Transcribe the listing exactly, leaving out every picture.

[Source data]
┄┄┄┄┄┄

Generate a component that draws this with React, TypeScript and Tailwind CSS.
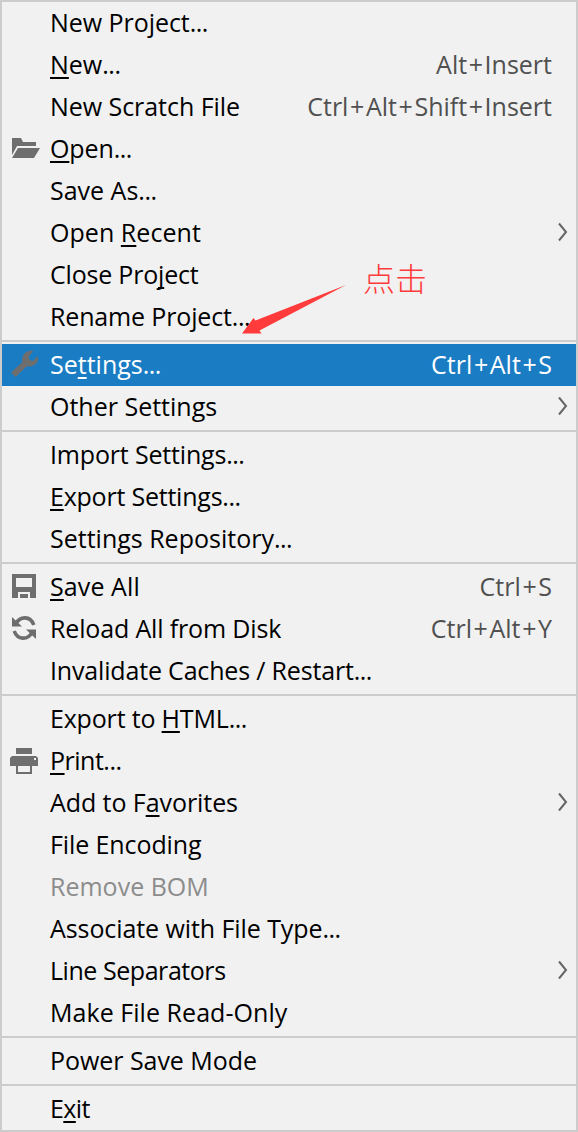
import { Fragment, type ReactNode } from 'react';

const FolderIcon = () => (
  <svg width="28" height="20" viewBox="0 0 28 20" className="mb-0.5 ml-1" fill="#6e6e6e">
    <path d="M0 0h9l2 4h13v4H5L0 17z" />
    <path d="M6 10h22l-6 10H0z" />
  </svg>
);

const WrenchIcon = () => (
  <svg width="28" height="28" viewBox="0 0 28 28" className="mb-0.5 ml-0.5" fill="#6e6e6e">
    <path d="M0 22.500L11.300 12.200C10 5.500 14.500.5 21.500.5L22 1.500L18 6V8.500L20 10.800H22.500L26 6.500L27 7C28 12.500 23 17.500 15.800 16.300L4.500 27z" />
  </svg>
);

const SaveIcon = () => (
  <svg width="24" height="24" viewBox="0 0 24 24" className="mb-0.5" fill="#6e6e6e">
    <path fillRule="evenodd" d="M0 0h24v24h-6v-6H6v6H0zM4 4v9h16V4z" />
    <path d="M8 20h8v4H8z" />
  </svg>
);

const ReloadIcon = () => (
  <svg width="24" height="24" viewBox="0 0 24 24" className="mb-0.5">
    <path d="M4 7.500C8 0 18.500-.5 21.800 9" fill="none" stroke="#6e6e6e" strokeWidth="3.600" />
    <path d="M0 1v9.500h10z" fill="#6e6e6e" />
    <path d="M20 16.500C16 24 5.500 24.500 2.200 15" fill="none" stroke="#6e6e6e" strokeWidth="3.600" />
    <path d="M24 23v-9.500H14z" fill="#6e6e6e" />
  </svg>
);

const PrintIcon = () => (
  <svg width="28" height="26" viewBox="0 0 28 26" fill="#6e6e6e">
    <path d="M6 0h16v6H6z" />
    <path fillRule="evenodd" d="M2 8h24l2 2v8h-6v8H6v-8H0v-8zM24 10v2h2v-2zM8 18v6h12v-6z" />
  </svg>
);

type Item = {
  label: ReactNode;
  dots?: boolean;
  tracking?: string;
  shortcut?: string;
  icon?: ReactNode;
  submenu?: boolean;
  selected?: boolean;
  disabled?: boolean;
};

// Underlined mnemonic letter
const U = ({ children }: { children: ReactNode }) => (
  <span className="underline decoration-2 underline-offset-[3px] [text-decoration-skip-ink:none]">{children}</span>
);

const groups: Item[][] = [
  [
    { label: 'New Project', dots: true, tracking: 'tracking-[-0.05px]' },
    { label: <><U>N</U>ew</>, dots: true, shortcut: 'Alt+Insert' },
    { label: 'New Scratch File', shortcut: 'Ctrl+Alt+Shift+Insert', tracking: 'tracking-[-0.05px]' },
    { label: <><U>O</U>pen</>, dots: true, icon: <FolderIcon />, tracking: 'tracking-[-0.1px]' },
    { label: 'Save As', dots: true },
    { label: <>Open <U>R</U>ecent</>, submenu: true, tracking: 'tracking-[0.05px]' },
    { label: <>Close Pro<U>j</U>ect</>, tracking: 'tracking-[-0.2px]' },
    { label: 'Rename Project', dots: true, tracking: 'tracking-[-0.15px]' },
  ],
  [
    { label: <>Se<U>t</U>tings</>, dots: true, shortcut: 'Ctrl+Alt+S', icon: <WrenchIcon />, selected: true },
    { label: 'Other Settings', submenu: true },
  ],
  [
    { label: 'Import Settings', dots: true, tracking: 'tracking-[-0.17px]' },
    { label: <><U>E</U>xport Settings</>, dots: true, tracking: 'tracking-[-0.22px]' },
    { label: 'Settings Repository', dots: true },
  ],
  [
    { label: <><U>S</U>ave All</>, shortcut: 'Ctrl+S', icon: <SaveIcon />, tracking: 'tracking-[0.1px]' },
    { label: 'Reload All from Disk', shortcut: 'Ctrl+Alt+Y', icon: <ReloadIcon />, tracking: 'tracking-[-0.15px]' },
    { label: 'Invalidate Caches / Restart', dots: true, tracking: 'tracking-[-0.17px]' },
  ],
  [
    { label: <>Export to <U>H</U>TML</>, dots: true, tracking: 'tracking-[-0.18px]' },
    { label: <><U>P</U>rint</>, dots: true, icon: <PrintIcon />, tracking: 'tracking-[-0.5px]' },
    { label: <>Add to F<U>a</U>vorites</>, submenu: true, tracking: 'tracking-[-0.07px]' },
    { label: 'File Encoding', tracking: 'tracking-[-0.1px]' },
    { label: 'Remove BOM', disabled: true },
    { label: 'Associate with File Type', dots: true, tracking: 'tracking-[-0.08px]' },
    { label: 'Line Separators', submenu: true, tracking: 'tracking-[-0.45px]' },
    { label: 'Make File Read-Only', tracking: 'tracking-[0.05px]' },
  ],
  [{ label: 'Power Save Mode', tracking: 'tracking-[-0.05px]' }],
  [{ label: <>E<U>x</U>it</>, tracking: 'tracking-[-0.6px]' }],
];

function Shortcut({ keys }: { keys: string }) {
  return (
    <span>
      {keys.split('+').map((key, i) => (
        <Fragment key={i}>
          {i > 0 && <span className="px-[1.6px]">+</span>}
          {key}
        </Fragment>
      ))}
    </span>
  );
}

function MenuItem({ label, dots, tracking = '', shortcut, icon, submenu, selected, disabled }: Item) {
  const color = selected ? 'bg-[#1a7dc4] text-white' : disabled ? 'text-[#8c8c8c]' : 'text-black';
  return (
    <li className={`flex h-[42px] items-center whitespace-pre ${color}`}>
      <span className="flex w-11 shrink-0 justify-center">{icon}</span>
      <span className={`flex-1 pb-0.5 pl-1 ${tracking}`}>
        {label}
        {dots && <span className="tracking-[-0.5px]">...</span>}
      </span>
      {shortcut && (
        <span className={`pr-6 pb-0.5 ${selected ? 'text-white' : 'text-[#505050]'}`}>
          <Shortcut keys={shortcut} />
        </span>
      )}
      {submenu && (
        <svg width="10" height="20" viewBox="0 0 10 20" className="mr-2 mb-0.5" fill="none" stroke="#666666" strokeWidth="2">
          <path d="M1 1.500l7 8.500-7 8.500" />
        </svg>
      )}
    </li>
  );
}

export default function App() {
  return (
    <div className="relative h-[1132px] w-[578px] overflow-hidden border-2 border-[#cccccc] bg-[#f1f1f1] font-['Open_Sans','Noto_Sans',sans-serif] text-[25px] leading-10">
      {groups.map((items, i) => (
        <ul key={i} className={i > 0 ? 'pt-0.5' : ''}>
          {i > 0 && <li className="mb-0.5 h-0.5 bg-[#cccccc]" />}
          {items.map((item, j) => (
            <MenuItem key={j} {...item} />
          ))}
        </ul>
      ))}

      {/* Click annotation */}
      <svg width="108" height="52" viewBox="0 0 108 52" className="absolute left-[238px] top-[282px]" fill="#ff3b3b">
        <path d="M106 1L15.500 36.500 13.500 34 2 49.500h19.500l-2-3z" />
      </svg>
      <span className="absolute left-[361px] top-[258px] font-['Liberation_Serif','Noto_Sans_CJK_SC',serif] text-[32px] font-light text-[#ff3b3b]">点击</span>
    </div>
  );
}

┄┄┄┄┄┄

[Result]
Generate a component that draws this with React, TypeScript and Tailwind CSS.
import { Fragment, type ReactNode } from 'react';

const FolderIcon = () => (
  <svg width="28" height="20" viewBox="0 0 28 20" className="mb-0.5 ml-1" fill="#6e6e6e">
    <path d="M0 0h9l2 4h13v4H5L0 17z" />
    <path d="M6 10h22l-6 10H0z" />
  </svg>
);

const WrenchIcon = () => (
  <svg width="28" height="28" viewBox="0 0 28 28" className="mb-0.5 ml-0.5" fill="#6e6e6e">
    <path d="M0 22.500L11.300 12.200C10 5.500 14.500.5 21.500.5L22 1.500L18 6V8.500L20 10.800H22.500L26 6.500L27 7C28 12.500 23 17.500 15.800 16.300L4.500 27z" />
  </svg>
);

const SaveIcon = () => (
  <svg width="24" height="24" viewBox="0 0 24 24" className="mb-0.5" fill="#6e6e6e">
    <path fillRule="evenodd" d="M0 0h24v24h-6v-6H6v6H0zM4 4v9h16V4z" />
    <path d="M8 20h8v4H8z" />
  </svg>
);

const ReloadIcon = () => (
  <svg width="24" height="24" viewBox="0 0 24 24" className="mb-0.5">
    <path d="M4 7.500C8 0 18.500-.5 21.800 9" fill="none" stroke="#6e6e6e" strokeWidth="3.600" />
    <path d="M0 1v9.500h10z" fill="#6e6e6e" />
    <path d="M20 16.500C16 24 5.500 24.500 2.200 15" fill="none" stroke="#6e6e6e" strokeWidth="3.600" />
    <path d="M24 23v-9.500H14z" fill="#6e6e6e" />
  </svg>
);

const PrintIcon = () => (
  <svg width="28" height="26" viewBox="0 0 28 26" fill="#6e6e6e">
    <path d="M6 0h16v6H6z" />
    <path fillRule="evenodd" d="M2 8h24l2 2v8h-6v8H6v-8H0v-8zM24 10v2h2v-2zM8 18v6h12v-6z" />
  </svg>
);

type Item = {
  label: ReactNode;
  dots?: boolean;
  tracking?: string;
  shortcut?: string;
  icon?: ReactNode;
  submenu?: boolean;
  selected?: boolean;
  disabled?: boolean;
};

// Underlined mnemonic letter
const U = ({ children }: { children: ReactNode }) => (
  <span className="underline decoration-2 underline-offset-[3px] [text-decoration-skip-ink:none]">{children}</span>
);

const groups: Item[][] = [
  [
    { label: 'New Project', dots: true, tracking: 'tracking-[-0.05px]' },
    { label: <><U>N</U>ew</>, dots: true, shortcut: 'Alt+Insert' },
    { label: 'New Scratch File', shortcut: 'Ctrl+Alt+Shift+Insert', tracking: 'tracking-[-0.05px]' },
    { label: <><U>O</U>pen</>, dots: true, icon: <FolderIcon />, tracking: 'tracking-[-0.1px]' },
    { label: 'Save As', dots: true },
    { label: <>Open <U>R</U>ecent</>, submenu: true, tracking: 'tracking-[0.05px]' },
    { label: <>Close Pro<U>j</U>ect</>, tracking: 'tracking-[-0.2px]' },
    { label: 'Rename Project', dots: true, tracking: 'tracking-[-0.15px]' },
  ],
  [
    { label: <>Se<U>t</U>tings</>, dots: true, shortcut: 'Ctrl+Alt+S', icon: <WrenchIcon />, selected: true },
    { label: 'Other Settings', submenu: true },
  ],
  [
    { label: 'Import Settings', dots: true, tracking: 'tracking-[-0.17px]' },
    { label: <><U>E</U>xport Settings</>, dots: true, tracking: 'tracking-[-0.22px]' },
    { label: 'Settings Repository', dots: true },
  ],
  [
    { label: <><U>S</U>ave All</>, shortcut: 'Ctrl+S', icon: <SaveIcon />, tracking: 'tracking-[0.1px]' },
    { label: 'Reload All from Disk', shortcut: 'Ctrl+Alt+Y', icon: <ReloadIcon />, tracking: 'tracking-[-0.15px]' },
    { label: 'Invalidate Caches / Restart', dots: true, tracking: 'tracking-[-0.17px]' },
  ],
  [
    { label: <>Export to <U>H</U>TML</>, dots: true, tracking: 'tracking-[-0.18px]' },
    { label: <><U>P</U>rint</>, dots: true, icon: <PrintIcon />, tracking: 'tracking-[-0.5px]' },
    { label: <>Add to F<U>a</U>vorites</>, submenu: true, tracking: 'tracking-[-0.07px]' },
    { label: 'File Encoding', tracking: 'tracking-[-0.1px]' },
    { label: 'Remove BOM', disabled: true },
    { label: 'Associate with File Type', dots: true, tracking: 'tracking-[-0.08px]' },
    { label: 'Line Separators', submenu: true, tracking: 'tracking-[-0.45px]' },
    { label: 'Make File Read-Only', tracking: 'tracking-[0.05px]' },
  ],
  [{ label: 'Power Save Mode', tracking: 'tracking-[-0.05px]' }],
  [{ label: <>E<U>x</U>it</>, tracking: 'tracking-[-0.6px]' }],
];

function Shortcut({ keys }: { keys: string }) {
  return (
    <span>
      {keys.split('+').map((key, i) => (
        <Fragment key={i}>
          {i > 0 && <span className="px-[1.6px]">+</span>}
          {key}
        </Fragment>
      ))}
    </span>
  );
}

function MenuItem({ label, dots, tracking = '', shortcut, icon, submenu, selected, disabled }: Item) {
  const color = selected ? 'bg-[#1a7dc4] text-white' : disabled ? 'text-[#8c8c8c]' : 'text-black';
  return (
    <li className={`flex h-[42px] items-center whitespace-pre ${color}`}>
      <span className="flex w-11 shrink-0 justify-center">{icon}</span>
      <span className={`flex-1 pb-0.5 pl-1 ${tracking}`}>
        {label}
        {dots && <span className="tracking-[-0.5px]">...</span>}
      </span>
      {shortcut && (
        <span className={`pr-6 pb-0.5 ${selected ? 'text-white' : 'text-[#505050]'}`}>
          <Shortcut keys={shortcut} />
        </span>
      )}
      {submenu && (
        <svg width="10" height="20" viewBox="0 0 10 20" className="mr-2 mb-0.5" fill="none" stroke="#666666" strokeWidth="2">
          <path d="M1 1.500l7 8.500-7 8.500" />
        </svg>
      )}
    </li>
  );
}

export default function App() {
  return (
    <div className="relative h-[1132px] w-[578px] overflow-hidden border-2 border-[#cccccc] bg-[#f1f1f1] font-['Open_Sans','Noto_Sans',sans-serif] text-[25px] leading-10">
      {groups.map((items, i) => (
        <ul key={i} className={i > 0 ? 'pt-0.5' : ''}>
          {i > 0 && <li className="mb-0.5 h-0.5 bg-[#cccccc]" />}
          {items.map((item, j) => (
            <MenuItem key={j} {...item} />
          ))}
        </ul>
      ))}

      {/* Click annotation */}
      <svg width="108" height="52" viewBox="0 0 108 52" className="absolute left-[238px] top-[282px]" fill="#ff3b3b">
        <path d="M106 1L15.500 36.500 13.500 34 2 49.500h19.500l-2-3z" />
      </svg>
      <span className="absolute left-[361px] top-[258px] font-['Liberation_Serif','Noto_Sans_CJK_SC',serif] text-[32px] font-light text-[#ff3b3b]">点击</span>
    </div>
  );
}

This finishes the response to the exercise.